A composition-based estimate of PM1 is defined by combining black carbon (BC) and NR-PM1 (C-PM1= BC + NR-PM1). No significant difference was observed in C-PM1 concentrations between sites, OD (142 ± 117 µg m−3) compared to ND (123 ± 71 µg m3), from post-monsoon measurements. A wider variability was observed between seasons, where pre-monsoon and monsoon showed C-PM1 concentrations lower than 60 µg m−3. A seasonal variation in C-PM1 composition was observed; SO2−4 showed a high contribution over pre-monsoon and monsoon seasons, while NO−3 and Cl− had a higher contribution in winter and post-monsoon. The main primary aerosol source was from traffic, which is consistent with the PMF analysis and Aethalometer model analysis.
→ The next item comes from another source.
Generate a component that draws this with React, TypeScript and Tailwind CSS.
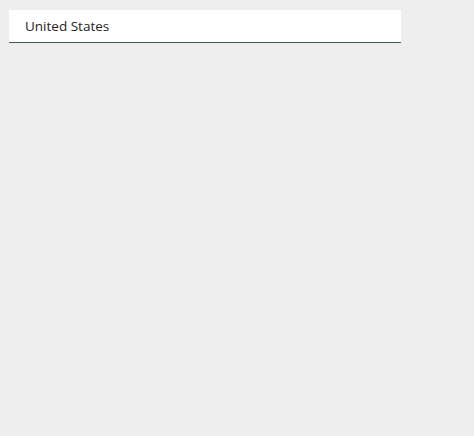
export default function App() {
  return (
    <div className="w-[474px] h-[436px] bg-[#eeeeee] pt-[10px] pl-[9px]" style={{ fontFamily: '"Open Sans", "Noto Sans", sans-serif' }}>
      <div className="w-[392px] h-[33px] bg-white border-b-[1.5px] border-[#3f5b5b] flex items-center pl-[16px] pt-[2px]">
        <span className="text-[13.5px] text-[#242424] leading-none">United States</span>
      </div>
    </div>
  );
}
Thus, in order to reduce PM1 concentrations in Delhi through local emission controls, traffic emission control offers the greatest opportunity. PMF–aerosol mass spectrometer (AMS) mass spectra will help to improve future aerosol source apportionment studies. The information generated in this study increases our understanding of PM1 composition and OA sources in Delhi, India. Furthermore, the scientific findings provide significant information to strengthen legislation that aims to improve air quality in India.